**Data for this task:**

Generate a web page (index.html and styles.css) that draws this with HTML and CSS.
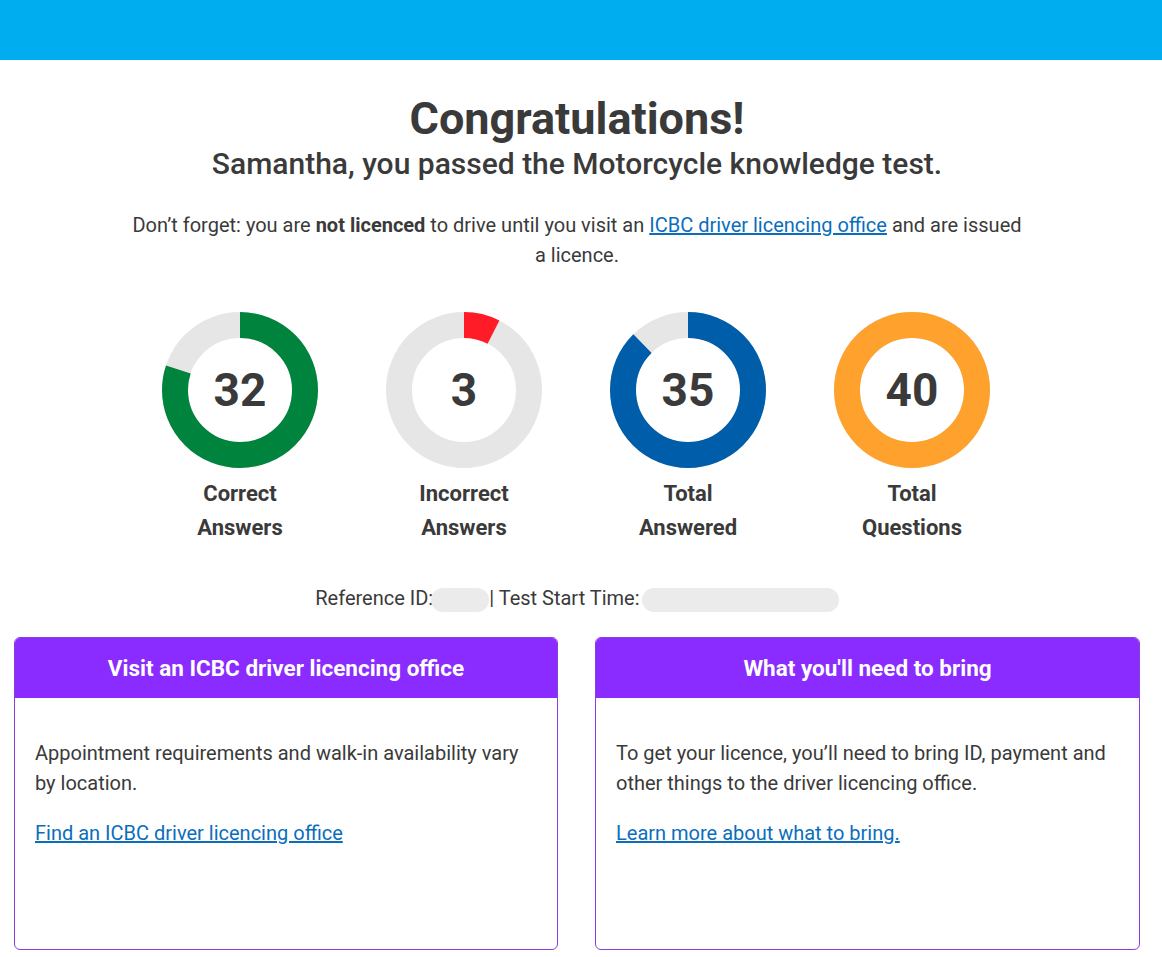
FILE: index.html
```html
<!DOCTYPE html>
<html lang="en">
<head>
    <meta charset="UTF-8">
    <meta name="viewport" content="width=device-width, initial-scale=1.0">
    <title>Knowledge Test Results</title>
    <link rel="stylesheet" href="styles.css">
</head>
<body>
    <header class="topbar"></header>

    <main class="results">
        <h1 class="title">Congratulations!</h1>
        <h2 class="subtitle">Samantha, you passed the Motorcycle knowledge test.</h2>

        <p class="notice">
            Don’t forget: you are <strong>not licenced</strong> to drive until you visit an
            <a href="#">ICBC driver licencing office</a> and are issued a licence.
        </p>

        <div class="stats">
            <div class="stat">
                <div class="donut">
                    <svg viewBox="0 0 156 156">
                        <circle class="track" cx="78" cy="78" r="65"></circle>
                        <circle class="arc green" cx="78" cy="78" r="65" stroke-dasharray="326.7 408.4"></circle>
                    </svg>
                    <span class="donut-value">32</span>
                </div>
                <div class="stat-label">Correct<br>Answers</div>
            </div>
            <div class="stat">
                <div class="donut">
                    <svg viewBox="0 0 156 156">
                        <circle class="track" cx="78" cy="78" r="65"></circle>
                        <circle class="arc red" cx="78" cy="78" r="65" stroke-dasharray="30.6 408.4"></circle>
                    </svg>
                    <span class="donut-value">3</span>
                </div>
                <div class="stat-label">Incorrect<br>Answers</div>
            </div>
            <div class="stat">
                <div class="donut">
                    <svg viewBox="0 0 156 156">
                        <circle class="track" cx="78" cy="78" r="65"></circle>
                        <circle class="arc blue" cx="78" cy="78" r="65" stroke-dasharray="357.4 408.4"></circle>
                    </svg>
                    <span class="donut-value">35</span>
                </div>
                <div class="stat-label">Total<br>Answered</div>
            </div>
            <div class="stat">
                <div class="donut">
                    <svg viewBox="0 0 156 156">
                        <circle class="track" cx="78" cy="78" r="65"></circle>
                        <circle class="arc orange" cx="78" cy="78" r="65" stroke-dasharray="408.4 408.4"></circle>
                    </svg>
                    <span class="donut-value">40</span>
                </div>
                <div class="stat-label">Total<br>Questions</div>
            </div>
        </div>

        <p class="reference">
            Reference ID:<span class="hidden-value short"></span>| Test Start Time: 2<span class="hidden-value long"></span>
        </p>
    </main>

    <section class="cards">
        <div class="card">
            <div class="card-header">Visit an ICBC driver licencing office</div>
            <div class="card-body">
                <p>Appointment requirements and walk-in availability vary by location.</p>
                <p><a href="#">Find an ICBC driver licencing office</a></p>
            </div>
        </div>
        <div class="card">
            <div class="card-header">What you'll need to bring</div>
            <div class="card-body">
                <p>To get your licence, you’ll need to bring ID, payment and other things to the driver licencing office.</p>
                <p><a href="#">Learn more about what to bring.</a></p>
            </div>
        </div>
    </section>
</body>
</html>
```

FILE: styles.css
```css
* {
    margin: 0;
    padding: 0;
    box-sizing: border-box;
}

body {
    font-family: Roboto, 'Liberation Sans', sans-serif;
    color: #3a3a3a;
    background: #fff;
}

a {
    color: #0a6ebd;
    text-decoration: underline;
}

.topbar {
    height: 60px;
    background: #00aeef;
}

.results {
    text-align: center;
    padding: 32px 8px 0 0;
}

.title {
    font-size: 45px;
    font-weight: 700;
    line-height: 54px;
}

.subtitle {
    font-size: 30px;
    font-weight: 500;
    line-height: 36px;
}

.notice {
    max-width: 900px;
    margin: 28px auto 0;
    font-size: 20px;
    line-height: 30px;
}

.notice strong {
    font-weight: 700;
}

.stats {
    display: flex;
    justify-content: center;
    gap: 68px;
    margin-top: 42px;
    margin-left: -2px;
}

.stat {
    width: 156px;
}

.donut {
    position: relative;
    width: 156px;
    height: 156px;
}

.donut svg {
    display: block;
    width: 156px;
    height: 156px;
    transform: rotate(-90deg);
}

.donut circle {
    fill: none;
    stroke-width: 26;
}

.track {
    stroke: #e6e6e6;
}

.arc.green {
    stroke: #00843d;
}

.arc.red {
    stroke: #ff1c27;
}

.arc.blue {
    stroke: #005daa;
}

.arc.orange {
    stroke: #ffa12d;
}

.donut-value {
    position: absolute;
    inset: 0;
    display: flex;
    align-items: center;
    justify-content: center;
    font-size: 46px;
    font-weight: 700;
}

.stat-label {
    margin-top: 9px;
    font-size: 22px;
    font-weight: 700;
    line-height: 34px;
}

.reference {
    margin-top: 40px;
    font-size: 20px;
    line-height: 26px;
}

/* redacted values */
.hidden-value {
    display: inline-block;
    height: 24px;
    vertical-align: middle;
    background: #ebebeb;
    border-radius: 12px;
}

.hidden-value.short {
    width: 58px;
    margin-left: -2px;
}

.hidden-value.long {
    width: 197px;
    margin-left: -14px;
}

.cards {
    display: grid;
    grid-template-columns: 544px 545px;
    gap: 37px;
    padding-left: 14px;
    margin-top: 25px;
}

.card {
    height: 313px;
    border: 1px solid #8a3fd9;
    border-radius: 6px;
    overflow: hidden;
}

.card-header {
    height: 60px;
    display: flex;
    align-items: center;
    justify-content: center;
    background: #8a2bff;
    color: #fff;
    font-size: 22.5px;
    font-weight: 700;
}

.card-body {
    padding: 40px 20px 0;
    font-size: 20px;
    line-height: 30px;
}

.card-body p + p {
    margin-top: 20px;
}
```
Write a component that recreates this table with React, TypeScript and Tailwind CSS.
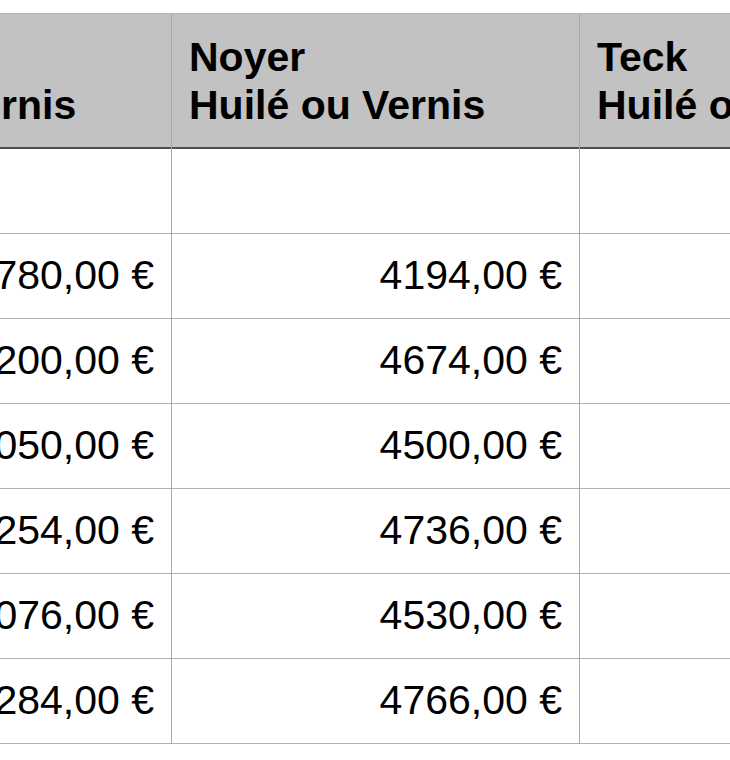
import React from "react";

const cols = [
  { top: "Chêne", bottom: "Huilé ou Vernis", values: ["", "3780,00 €", "4200,00 €", "4050,00 €", "4254,00 €", "4076,00 €", "4284,00 €"] },
  { top: "Noyer", bottom: "Huilé ou Vernis", values: ["", "4194,00 €", "4674,00 €", "4500,00 €", "4736,00 €", "4530,00 €", "4766,00 €"] },
  { top: "Teck", bottom: "Huilé ou Vernis", values: ["", "", "", "", "", "", ""] },
];

export default function App() {
  return (
    <div
      className="w-[730px] h-[760px] overflow-hidden bg-white"
      style={{ fontFamily: '"Liberation Sans", Arial, sans-serif' }}
    >
      <div className="pt-[13px] ml-[-237px] flex w-[1224px]">
        {cols.map((c, i) => (
          <div key={i} className={`w-[408px] shrink-0 flex flex-col ${i > 0 ? "border-l border-[#a8a8a8]" : ""}`}>
            <div className="h-[136px] bg-[#c2c2c2] border-t border-[#b4b4b4] border-b-2 border-b-[#4d4d4d] flex items-center px-[17px]">
              <div className="text-[41px] leading-[48px] font-bold text-black pt-[1px]">
                <div>{c.top}</div>
                <div>{c.bottom}</div>
              </div>
            </div>
            {c.values.map((v, j) => (
              <div
                key={j}
                className="h-[85px] border-b border-[#b0b0b0] flex items-center justify-end px-[17px] text-[41px] text-black"
              >
                {v}
              </div>
            ))}
          </div>
        ))}
      </div>
    </div>
  );
}
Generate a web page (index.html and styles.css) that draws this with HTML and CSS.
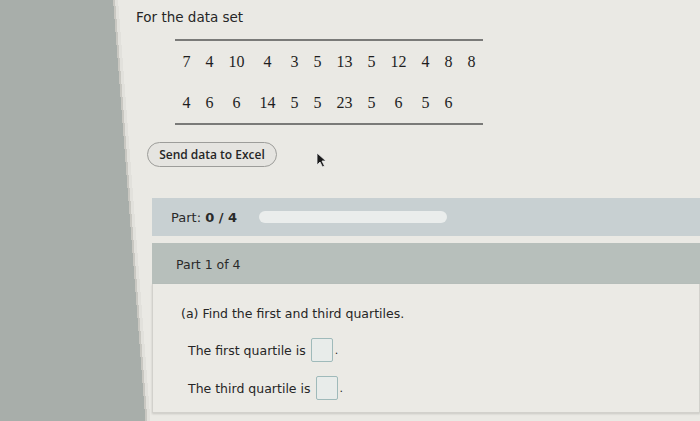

**Given exercise:** Find and copy every line in the entries above where the string "styles" occurs.

**Written response:**
Generate a web page (index.html and styles.css) that draws this with HTML and CSS.
    <link rel="stylesheet" href="styles.css">
FILE: styles.css
Generate a web page (index.html and styles.css) that draws this with HTML and CSS.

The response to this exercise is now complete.